▶ **Goal of the exercise**: Extract the whole listing as it stands. Do not include the pictures.

▶ **Data records**:
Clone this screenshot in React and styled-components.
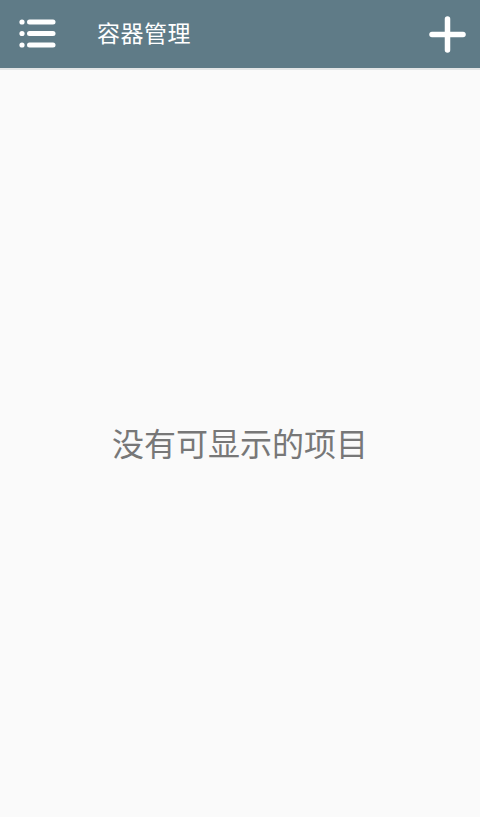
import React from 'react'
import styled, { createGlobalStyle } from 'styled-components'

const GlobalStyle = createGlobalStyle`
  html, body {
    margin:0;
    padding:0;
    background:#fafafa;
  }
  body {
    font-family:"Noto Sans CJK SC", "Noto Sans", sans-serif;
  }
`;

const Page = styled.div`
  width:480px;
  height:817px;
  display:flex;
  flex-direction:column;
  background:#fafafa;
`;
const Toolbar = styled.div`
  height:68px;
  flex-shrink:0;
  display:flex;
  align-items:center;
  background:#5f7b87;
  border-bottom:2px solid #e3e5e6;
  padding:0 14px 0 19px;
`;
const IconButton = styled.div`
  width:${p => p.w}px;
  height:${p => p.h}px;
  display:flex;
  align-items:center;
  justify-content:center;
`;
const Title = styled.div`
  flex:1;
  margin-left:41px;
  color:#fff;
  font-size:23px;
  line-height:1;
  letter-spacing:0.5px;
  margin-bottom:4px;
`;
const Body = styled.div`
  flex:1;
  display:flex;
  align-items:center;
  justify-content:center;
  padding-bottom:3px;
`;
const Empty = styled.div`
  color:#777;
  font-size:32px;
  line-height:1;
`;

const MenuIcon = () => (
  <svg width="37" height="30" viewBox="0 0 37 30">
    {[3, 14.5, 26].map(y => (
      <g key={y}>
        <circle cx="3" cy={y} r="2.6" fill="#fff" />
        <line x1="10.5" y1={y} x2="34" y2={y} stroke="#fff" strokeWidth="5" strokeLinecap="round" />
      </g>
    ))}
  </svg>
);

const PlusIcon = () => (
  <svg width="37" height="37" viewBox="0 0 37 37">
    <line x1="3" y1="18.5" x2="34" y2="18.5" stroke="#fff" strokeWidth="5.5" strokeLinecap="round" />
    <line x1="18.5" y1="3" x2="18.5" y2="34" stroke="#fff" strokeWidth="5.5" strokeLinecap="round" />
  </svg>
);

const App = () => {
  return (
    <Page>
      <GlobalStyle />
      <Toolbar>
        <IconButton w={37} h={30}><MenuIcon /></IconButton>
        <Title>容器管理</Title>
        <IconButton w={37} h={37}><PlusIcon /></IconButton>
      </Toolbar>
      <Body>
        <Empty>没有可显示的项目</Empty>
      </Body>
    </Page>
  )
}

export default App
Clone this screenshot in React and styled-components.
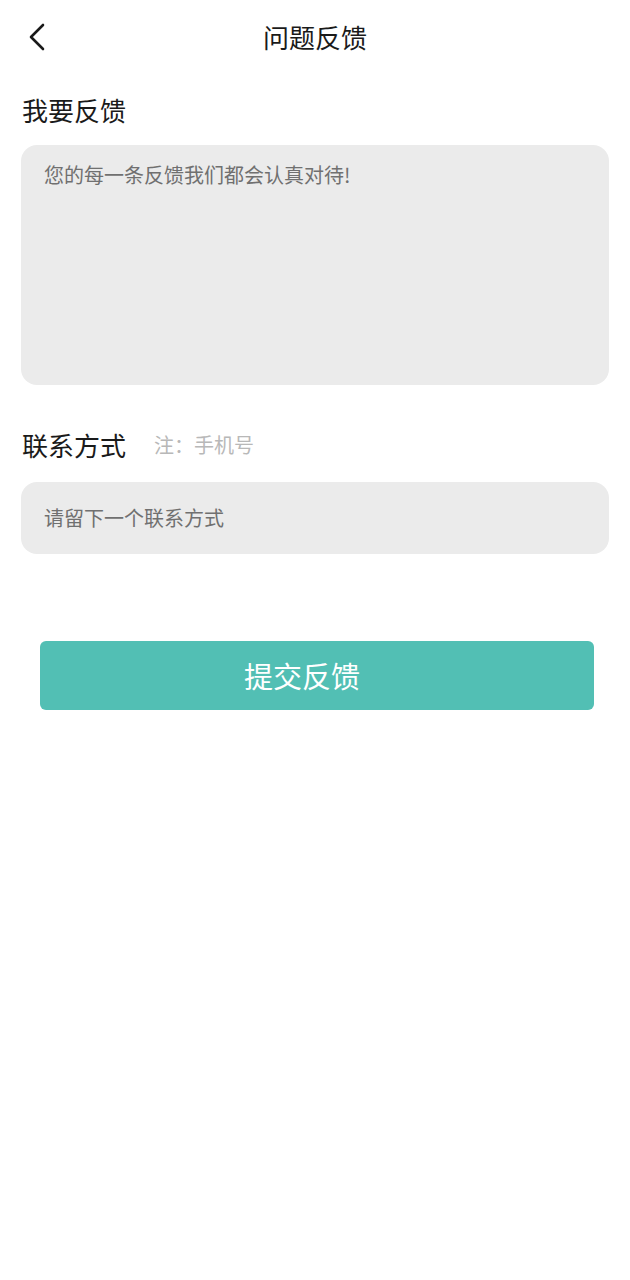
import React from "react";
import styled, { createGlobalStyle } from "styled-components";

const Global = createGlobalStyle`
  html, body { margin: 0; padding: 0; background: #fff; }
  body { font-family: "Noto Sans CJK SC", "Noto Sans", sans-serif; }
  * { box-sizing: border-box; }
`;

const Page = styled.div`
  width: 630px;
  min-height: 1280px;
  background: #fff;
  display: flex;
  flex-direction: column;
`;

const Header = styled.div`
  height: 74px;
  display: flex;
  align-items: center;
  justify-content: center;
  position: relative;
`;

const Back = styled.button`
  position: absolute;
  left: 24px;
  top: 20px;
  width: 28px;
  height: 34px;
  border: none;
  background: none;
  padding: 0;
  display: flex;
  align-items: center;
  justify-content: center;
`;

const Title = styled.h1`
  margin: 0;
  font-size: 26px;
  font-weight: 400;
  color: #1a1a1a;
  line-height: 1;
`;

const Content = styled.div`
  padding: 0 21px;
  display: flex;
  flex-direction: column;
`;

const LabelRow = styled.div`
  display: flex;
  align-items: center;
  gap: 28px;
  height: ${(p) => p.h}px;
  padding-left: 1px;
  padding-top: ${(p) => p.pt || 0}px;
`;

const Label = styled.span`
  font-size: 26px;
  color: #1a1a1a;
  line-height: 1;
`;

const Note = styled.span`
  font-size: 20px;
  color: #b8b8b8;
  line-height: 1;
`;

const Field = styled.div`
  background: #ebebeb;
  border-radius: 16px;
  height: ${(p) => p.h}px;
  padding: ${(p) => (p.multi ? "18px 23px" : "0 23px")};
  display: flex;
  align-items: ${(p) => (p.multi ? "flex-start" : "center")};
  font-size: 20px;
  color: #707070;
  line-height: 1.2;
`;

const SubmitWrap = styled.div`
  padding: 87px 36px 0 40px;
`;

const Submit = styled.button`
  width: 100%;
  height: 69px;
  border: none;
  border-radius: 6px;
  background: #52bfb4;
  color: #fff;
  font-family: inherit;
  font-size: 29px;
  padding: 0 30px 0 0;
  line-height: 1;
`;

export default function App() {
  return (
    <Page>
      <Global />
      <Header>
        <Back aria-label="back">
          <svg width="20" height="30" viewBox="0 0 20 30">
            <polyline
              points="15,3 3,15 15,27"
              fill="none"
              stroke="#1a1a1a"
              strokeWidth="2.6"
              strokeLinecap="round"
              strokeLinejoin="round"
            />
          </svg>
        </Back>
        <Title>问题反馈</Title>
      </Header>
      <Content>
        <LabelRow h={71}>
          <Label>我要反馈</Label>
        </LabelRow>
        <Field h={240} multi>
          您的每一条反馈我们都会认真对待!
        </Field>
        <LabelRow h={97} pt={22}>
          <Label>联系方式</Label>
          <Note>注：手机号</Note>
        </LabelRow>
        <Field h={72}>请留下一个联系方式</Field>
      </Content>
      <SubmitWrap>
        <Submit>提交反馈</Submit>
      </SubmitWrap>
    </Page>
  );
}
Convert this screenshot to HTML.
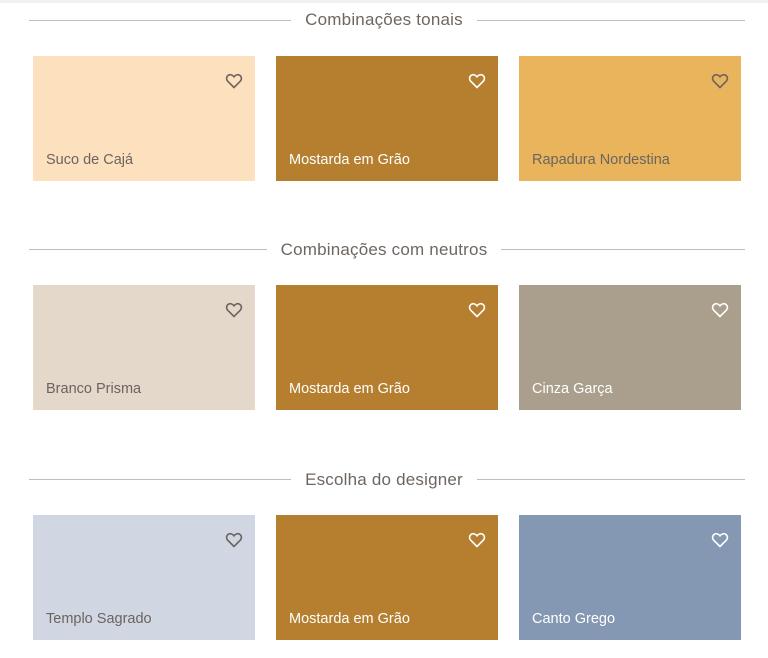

▶ **Output of the task**:
Clone this screenshot in React and styled-components.
import React from 'react'
import styled, { createGlobalStyle } from 'styled-components'

const GlobalStyle = createGlobalStyle`
  html, body {
    margin:0;
    padding:0;
    background:#fafafa;
  }
  body {
    font-family:"Noto Sans CJK SC", "Noto Sans", sans-serif;
  }
`;

const Page = styled.div`
  width:480px;
  height:817px;
  display:flex;
  flex-direction:column;
  background:#fafafa;
`;
const Toolbar = styled.div`
  height:68px;
  flex-shrink:0;
  display:flex;
  align-items:center;
  background:#5f7b87;
  border-bottom:2px solid #e3e5e6;
  padding:0 14px 0 19px;
`;
const IconButton = styled.div`
  width:${p => p.w}px;
  height:${p => p.h}px;
  display:flex;
  align-items:center;
  justify-content:center;
`;
const Title = styled.div`
  flex:1;
  margin-left:41px;
  color:#fff;
  font-size:23px;
  line-height:1;
  letter-spacing:0.5px;
  margin-bottom:4px;
`;
const Body = styled.div`
  flex:1;
  display:flex;
  align-items:center;
  justify-content:center;
  padding-bottom:3px;
`;
const Empty = styled.div`
  color:#777;
  font-size:32px;
  line-height:1;
`;

const MenuIcon = () => (
  <svg width="37" height="30" viewBox="0 0 37 30">
    {[3, 14.5, 26].map(y => (
      <g key={y}>
        <circle cx="3" cy={y} r="2.6" fill="#fff" />
        <line x1="10.5" y1={y} x2="34" y2={y} stroke="#fff" strokeWidth="5" strokeLinecap="round" />
      </g>
    ))}
  </svg>
);

const PlusIcon = () => (
  <svg width="37" height="37" viewBox="0 0 37 37">
    <line x1="3" y1="18.5" x2="34" y2="18.5" stroke="#fff" strokeWidth="5.5" strokeLinecap="round" />
    <line x1="18.5" y1="3" x2="18.5" y2="34" stroke="#fff" strokeWidth="5.5" strokeLinecap="round" />
  </svg>
);

const App = () => {
  return (
    <Page>
      <GlobalStyle />
      <Toolbar>
        <IconButton w={37} h={30}><MenuIcon /></IconButton>
        <Title>容器管理</Title>
        <IconButton w={37} h={37}><PlusIcon /></IconButton>
      </Toolbar>
      <Body>
        <Empty>没有可显示的项目</Empty>
      </Body>
    </Page>
  )
}

export default App
Clone this screenshot in React and styled-components.
import React from "react";
import styled, { createGlobalStyle } from "styled-components";

const Global = createGlobalStyle`
  html, body { margin: 0; padding: 0; background: #fff; }
  body { font-family: "Noto Sans CJK SC", "Noto Sans", sans-serif; }
  * { box-sizing: border-box; }
`;

const Page = styled.div`
  width: 630px;
  min-height: 1280px;
  background: #fff;
  display: flex;
  flex-direction: column;
`;

const Header = styled.div`
  height: 74px;
  display: flex;
  align-items: center;
  justify-content: center;
  position: relative;
`;

const Back = styled.button`
  position: absolute;
  left: 24px;
  top: 20px;
  width: 28px;
  height: 34px;
  border: none;
  background: none;
  padding: 0;
  display: flex;
  align-items: center;
  justify-content: center;
`;

const Title = styled.h1`
  margin: 0;
  font-size: 26px;
  font-weight: 400;
  color: #1a1a1a;
  line-height: 1;
`;

const Content = styled.div`
  padding: 0 21px;
  display: flex;
  flex-direction: column;
`;

const LabelRow = styled.div`
  display: flex;
  align-items: center;
  gap: 28px;
  height: ${(p) => p.h}px;
  padding-left: 1px;
  padding-top: ${(p) => p.pt || 0}px;
`;

const Label = styled.span`
  font-size: 26px;
  color: #1a1a1a;
  line-height: 1;
`;

const Note = styled.span`
  font-size: 20px;
  color: #b8b8b8;
  line-height: 1;
`;

const Field = styled.div`
  background: #ebebeb;
  border-radius: 16px;
  height: ${(p) => p.h}px;
  padding: ${(p) => (p.multi ? "18px 23px" : "0 23px")};
  display: flex;
  align-items: ${(p) => (p.multi ? "flex-start" : "center")};
  font-size: 20px;
  color: #707070;
  line-height: 1.2;
`;

const SubmitWrap = styled.div`
  padding: 87px 36px 0 40px;
`;

const Submit = styled.button`
  width: 100%;
  height: 69px;
  border: none;
  border-radius: 6px;
  background: #52bfb4;
  color: #fff;
  font-family: inherit;
  font-size: 29px;
  padding: 0 30px 0 0;
  line-height: 1;
`;

export default function App() {
  return (
    <Page>
      <Global />
      <Header>
        <Back aria-label="back">
          <svg width="20" height="30" viewBox="0 0 20 30">
            <polyline
              points="15,3 3,15 15,27"
              fill="none"
              stroke="#1a1a1a"
              strokeWidth="2.6"
              strokeLinecap="round"
              strokeLinejoin="round"
            />
          </svg>
        </Back>
        <Title>问题反馈</Title>
      </Header>
      <Content>
        <LabelRow h={71}>
          <Label>我要反馈</Label>
        </LabelRow>
        <Field h={240} multi>
          您的每一条反馈我们都会认真对待!
        </Field>
        <LabelRow h={97} pt={22}>
          <Label>联系方式</Label>
          <Note>注：手机号</Note>
        </LabelRow>
        <Field h={72}>请留下一个联系方式</Field>
      </Content>
      <SubmitWrap>
        <Submit>提交反馈</Submit>
      </SubmitWrap>
    </Page>
  );
}
Convert this screenshot to HTML.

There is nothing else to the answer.